Does size really matter?
When Michael Walls, from Access News, asked my opinion about bigger banks vs smaller lenders I jumped at the chance to be involved in an article he recently published for Western Sydney Business Access.
While there are benefits that come with larger banking organisations, more businesses and individuals are discovering there are also advantages to working with smaller lenders.
“Smaller lending organisations do not have the advertising budgets or shop front advantages that larger lending organisations are privy to,” according to Mooney Financial Services Managing Director Nardia Barrett.
“To secure the business, they need to be competitive in all areas, including rates, fees charged to clients and customer service.
“This also means the majority will go above and beyond to ensure a smooth transaction and ease of service.”
Ms Barrett said a wider range of clients appeared to be gravitating to smaller lending organisations than in previous years.
“Rate and fees are generally key drivers when proposing products affiliated to smaller lending institutions, along with quicker approval times and flexible policies,” she said.

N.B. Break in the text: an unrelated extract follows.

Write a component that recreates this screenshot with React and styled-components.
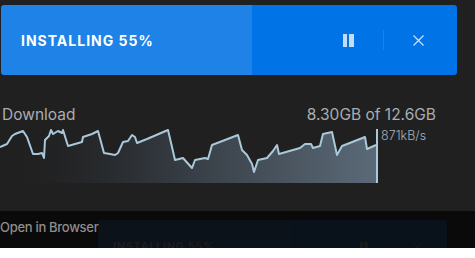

“Some clients simply want a more personalised approach than they feel they are getting from the larger organisations. They want to be treated like a person and not just a number.”
Ms Barrett said security was a factor that had dissuaded people from banking with smaller organisations in the past.
“Consumers can be nervous when they have banked with larger corporations for many years,” she said.
“Larger lenders can seem more secure than a lender they haven’t heard of. But now more clients are turning to brokers for advice and guidance when it comes to lending.
“Brokers have access to a multitude of lenders, including the bigger banks, second tiered lenders and non-conforming institutions.
“A broker’s main goal is to find a product that best suits their clients’ needs and, when a smaller lender fits with a client, a broker can advise accordingly.